Block-manager metrics: bytes read / written by the underlying storage-layer block manager; maps directly to disk-throughput consumption.

Seen in¶

sources/2026-02-27-mongodb-towards-model-based-verification-of-a-key-value-storage-engine — canonical wiki reference for WiredTiger as the target of model-based conformance checking. MongoDB's VLDB 2025 work extracts the interface boundary between the cross-shard transaction protocol and WiredTiger as a standalone Storage.tla spec (concepts/compositional-specification), enumerates its complete reachable state graph via a modified TLC, computes path coverings, and emits one test case per path as a sequence of WiredTiger API calls (patterns/test-case-generation-from-spec). Concrete result: 87,143 tests for a 2-key × 2-transaction finite model, generated + executed against WiredTiger in ~40 minutes. Specs + generator open-sourced at mongodb-labs/vldb25-dist-txns. Caveats: the current spec covers a subset of WiredTiger's API semantics; the finite model is intentionally tiny; full technical detail in the VLDB paper.
sources/2025-10-09-mongodb-cost-of-not-knowing-mongodb-part-3-appv6r0-to-appv6r4 — WiredTiger's 1.5 GB cache on a 4 GB-RAM test machine is the specific budget the appV6R0 _id index overflowed, driving the pivot to quarter-bucketing in appV6R1. WiredTiger's default snappy compression (implicit throughout the article) is what produces the ~3.3-3.7× compression ratios observed across the appV5RX / appV6RX family's data vs storage sizes.

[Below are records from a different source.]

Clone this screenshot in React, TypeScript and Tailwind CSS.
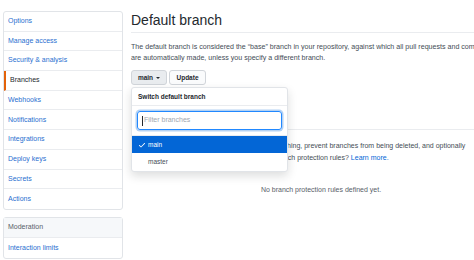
import React from 'react';

// Settings sidebar entries (repo settings page)
const navItems = [
  'Options',
  'Manage access',
  'Security & analysis',
  'Branches',
  'Webhooks',
  'Notifications',
  'Integrations',
  'Deploy keys',
  'Secrets',
  'Actions',
];

const Sidebar: React.FC = () => {
  return (
    <div className="w-[120px] shrink-0 ml-[3px] mt-[11px]">
      <div className="border border-[#e1e4e8] rounded-[3px] bg-white">
        {navItems.map((item, i) => {
          const active = item === 'Branches';
          return (
            <div
              key={item}
              className={
                'h-[19.7px] flex items-center pl-[4px] text-[7px] ' +
                (i < navItems.length - 1 ? 'border-b border-[#eaecef] ' : '') +
                (active
                  ? 'text-[#24292e] border-l-2 border-l-[#e36209] pl-[3px]'
                  : 'text-[#2a6fd0]')
              }
            >
              {item}
            </div>
          );
        })}
      </div>

      <div className="mt-[7px] border border-[#e1e4e8] rounded-[3px] bg-white">
        <div className="h-[20px] flex items-center pl-[4px] text-[7px] text-[#586069] bg-[#f6f8fa] border-b border-[#eaecef]">
          Moderation
        </div>
        <div className="h-[20px] flex items-center pl-[4px] text-[7px] text-[#2a6fd0]">
          Interaction limits
        </div>
      </div>
    </div>
  );
};

const CheckIcon: React.FC = () => (
  <svg width="8" height="8" viewBox="0 0 16 16" fill="white">
    <path d="M13.78 4.22a.75.75 0 010 1.06l-7.25 7.25a.75.75 0 01-1.06 0L2.22 9.28a.75.75 0 011.06-1.06L6 10.94l6.72-6.72a.75.75 0 011.06 0z" />
  </svg>
);

const BranchDropdown: React.FC = () => {
  return (
    <div className="absolute left-0 top-[17px] w-[157px] bg-white border border-[#e1e4e8] rounded-[3px] shadow-[0_4px_10px_rgba(27,31,35,0.15)] z-10">
      <div className="h-[18px] flex items-center pl-[6px] text-[6.5px] font-semibold text-[#24292e] border-b border-[#eaecef]">
        Switch default branch
      </div>
      <div className="px-[5px] pt-[5px] pb-[5px] border-b border-[#eaecef]">
        <div className="h-[19px] rounded-[3px] border border-[#2188ff] shadow-[0_0_0_1.5px_rgba(3,102,214,0.3)] flex items-center pl-[4px]">
          <span className="w-px h-[10px] bg-[#24292e] mr-[1px]" />
          <span className="text-[7px] text-[#a0a7b0]">Filter branches</span>
        </div>
      </div>
      <div className="h-[17px] bg-[#0366d6] flex items-center pl-[6px] text-[6.5px] text-white">
        <CheckIcon />
        <span className="ml-[2px]">main</span>
      </div>
      <div className="h-[18px] flex items-center pl-[16px] text-[6.5px] text-[#444d56]">master</div>
    </div>
  );
};

const App: React.FC = () => {
  return (
    <div
      className="w-[474px] h-[260px] overflow-hidden bg-white flex"
      style={{ fontFamily: '"Liberation Sans", Arial, sans-serif' }}
    >
      <Sidebar />

      <div className="ml-[8px] w-[380px] shrink-0 relative">
        {/* Default branch */}
        <div className="mt-[10px] h-[23px] border-b border-[#eaecef] text-[14px] leading-[20px] text-[#24292e]">
          Default branch
        </div>
        <p className="mt-[9px] text-[7.1px] leading-[11px] text-[#444d56] whitespace-nowrap">
          The default branch is considered the &ldquo;base&rdquo; branch in your repository, against which all pull requests and commits
          <br />
          are automatically made, unless you specify a different branch.
        </p>

        <div className="relative mt-[6px]">
          <div className="flex gap-[2px]">
            <div className="h-[15px] w-[36px] flex items-center justify-center gap-[3px] rounded-[3px] border border-[#d1d5da] bg-[#e9ecef] text-[6.5px] font-semibold text-[#24292e]">
              main
              <span className="w-0 h-0 border-l-[2px] border-r-[2px] border-t-[2.5px] border-l-transparent border-r-transparent border-t-[#24292e]" />
            </div>
            <div className="h-[15px] w-[37px] flex items-center justify-center rounded-[3px] border border-[#d1d5da] bg-[#fafbfc] text-[6.5px] font-semibold text-[#24292e]">
              Update
            </div>
          </div>
          <BranchDropdown />
        </div>

        {/* Branch protection rules (partly under the dropdown) */}
        <div className="mt-[18px] h-[27px] border-b border-[#eaecef] text-[11px] leading-[20px] text-[#24292e] flex items-end pb-[3px]">
          Branch protection rules
        </div>
        <p className="mt-[10px] text-[7px] leading-[12px] text-[#444d56] whitespace-nowrap">
          Define branch protection rules to disable force pushing, prevent branches from being deleted, and optionally
          <br />
          require status checks before merging. New to branch protection rules?{' '}
          <span className="text-[#0366d6]">Learn more.</span>
        </p>

        <div className="mt-[20px] text-center text-[7px] leading-[11px] text-[#586069]">
          No branch protection rules defined yet.
        </div>
      </div>
    </div>
  );
};

export default App;
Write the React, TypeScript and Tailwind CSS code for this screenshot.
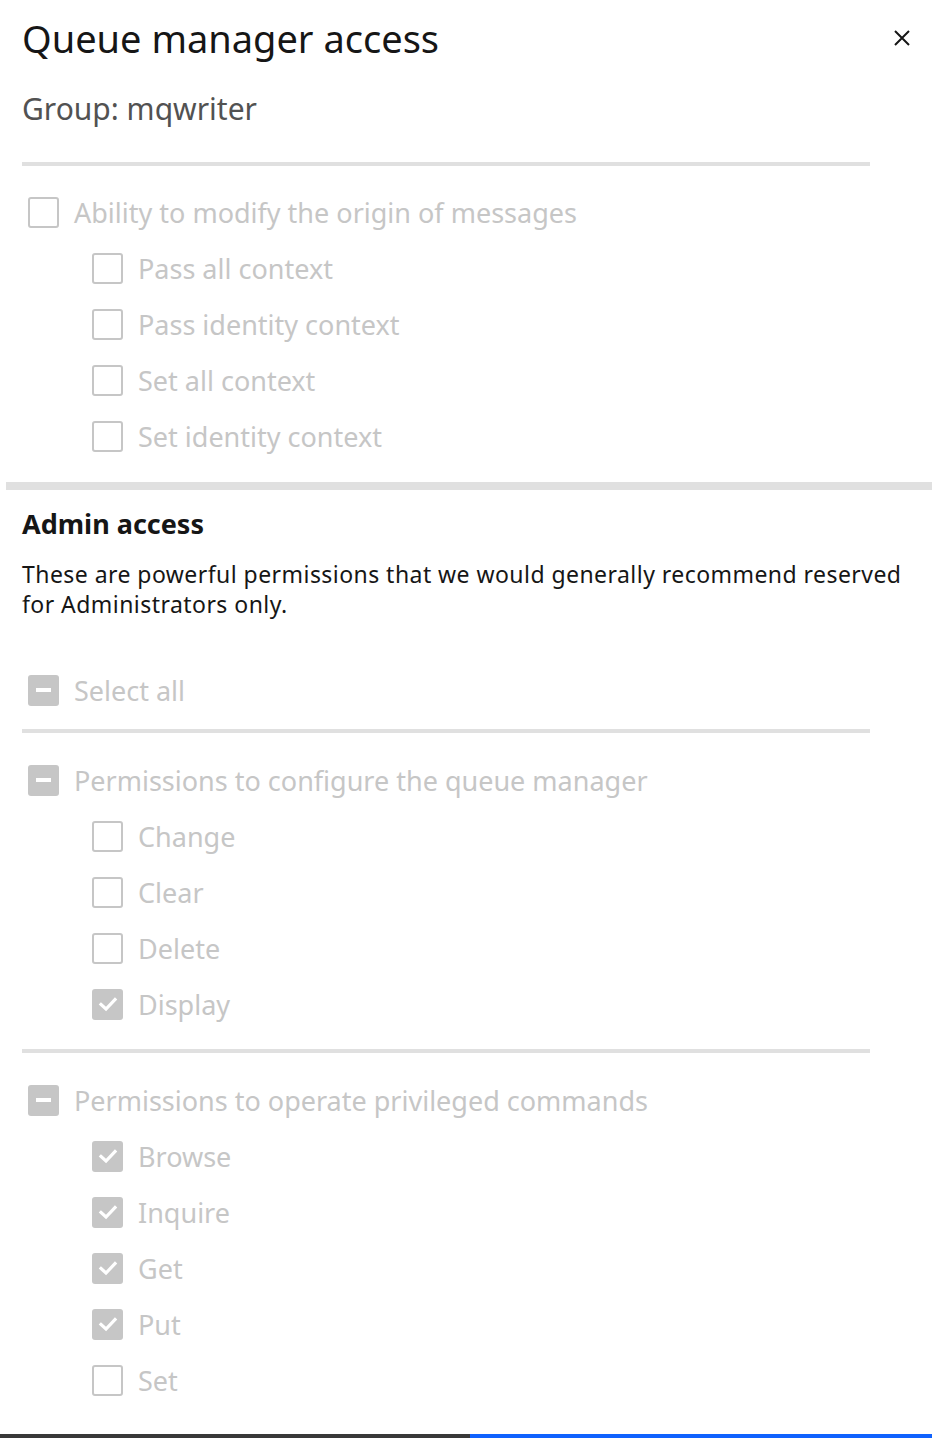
import React from "react";

type State = "off" | "on" | "mixed";

function Box({ state }: { state: State }) {
  if (state === "off") {
    return <div className="w-[31px] h-[31px] shrink-0 rounded-[3px] border-2 border-[#c6c6c6] bg-white" />;
  }
  return (
    <div className="w-[31px] h-[31px] shrink-0 rounded-[3px] bg-[#c6c6c6] flex items-center justify-center">
      {state === "on" ? (
        <svg width="24" height="24" viewBox="0 0 24 24" fill="none">
          <path d="M5 12.5 L10 17 L19 7.5" stroke="white" strokeWidth="3.2" strokeLinecap="square" />
        </svg>
      ) : (
        <div className="w-[15px] h-[4px] bg-white" />
      )}
    </div>
  );
}

function Row({ label, state, child }: { label: string; state: State; child?: boolean }) {
  return (
    <div className={`h-[56px] flex items-center gap-[15px] ${child ? "pl-[70px]" : "pl-[6px]"}`}>
      <Box state={state} />
      <span className="text-[27px] leading-none text-[#c6c6c6]">{label}</span>
    </div>
  );
}

function Divider() {
  return <div className="w-[848px] h-[4px] bg-[#e0e0e0]" />;
}

export default function App() {
  return (
    <div
      className="w-[932px] h-[1438px] bg-white relative flex flex-col overflow-hidden"
      style={{ fontFamily: '"Noto Sans", "Open Sans", Arial, sans-serif' }}
    >
      <button className="absolute left-[890px] top-[26px] w-[24px] h-[24px] flex items-center justify-center">
        <svg width="18" height="18" viewBox="0 0 18 18" fill="none">
          <path d="M2 2 L16 16 M16 2 L2 16" stroke="#161616" strokeWidth="2" />
        </svg>
      </button>

      <div className="pl-[22px] flex flex-col">
        <h1 className="pt-[14px] text-[38px] leading-[48px] text-[#161616] font-normal">Queue manager access</h1>
        <div className="mt-[27px] text-[30px] leading-[40px] text-[#525252]">Group: mqwriter</div>
        <div className="mt-[33px]">
          <Divider />
        </div>
        <div className="mt-[18px] flex flex-col">
          <Row label="Ability to modify the origin of messages" state="off" />
          <Row label="Pass all context" state="off" child />
          <Row label="Pass identity context" state="off" child />
          <Row label="Set all context" state="off" child />
          <Row label="Set identity context" state="off" child />
        </div>
      </div>

      <div className="ml-[6px] mt-[18px] h-[8px] bg-[#e0e0e0]" />

      <div className="pl-[22px] flex flex-col">
        <h2 className="mt-[18px] text-[27px] leading-[32px] font-bold text-[#161616]">Admin access</h2>
        <p className="mt-[19px] text-[23px] leading-[30px] text-[#161616] pr-[20px] tracking-[0.45px]">
          These are powerful permissions that we would generally recommend reserved for Administrators only.
        </p>
        <div className="mt-[43px]">
          <Row label="Select all" state="mixed" />
        </div>
        <div className="mt-[11px]">
          <Divider />
        </div>
        <div className="mt-[19px] flex flex-col">
          <Row label="Permissions to configure the queue manager" state="mixed" />
          <Row label="Change" state="off" child />
          <Row label="Clear" state="off" child />
          <Row label="Delete" state="off" child />
          <Row label="Display" state="on" child />
        </div>
        <div className="mt-[17px]">
          <Divider />
        </div>
        <div className="mt-[19px] flex flex-col">
          <Row label="Permissions to operate privileged commands" state="mixed" />
          <Row label="Browse" state="on" child />
          <Row label="Inquire" state="on" child />
          <Row label="Get" state="on" child />
          <Row label="Put" state="on" child />
          <Row label="Set" state="off" child />
        </div>
      </div>

      <div className="mt-auto h-[4px] flex">
        <div className="w-[470px] bg-[#393939]" />
        <div className="flex-1 bg-[#0f62fe]" />
      </div>
    </div>
  );
}
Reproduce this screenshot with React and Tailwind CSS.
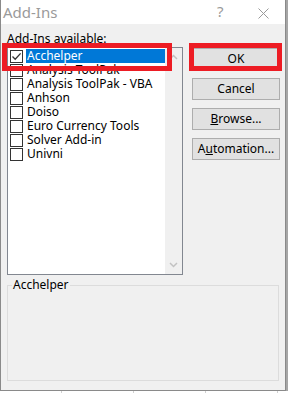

— WiredTiger as sibling B+tree storage engine to MySQL's InnoDB. PlanetScale's Ben Dicken names WiredTiger (with MongoDB, DynamoDB, Postgres) as a database that "relies on B-trees to perform efficient data lookups via indexes." Both WiredTiger and InnoDB are clustered B+tree engines — but at different database layers: WiredTiger is MongoDB's pluggable storage engine, InnoDB is MySQL's. Both store rows/documents inside the primary-key B+tree (concepts/clustered-index) with similar implications for primary-key choice — though MongoDB's default _id is a time-ordered ObjectId, which gives sequential PK locality by default (unlike UUIDv4).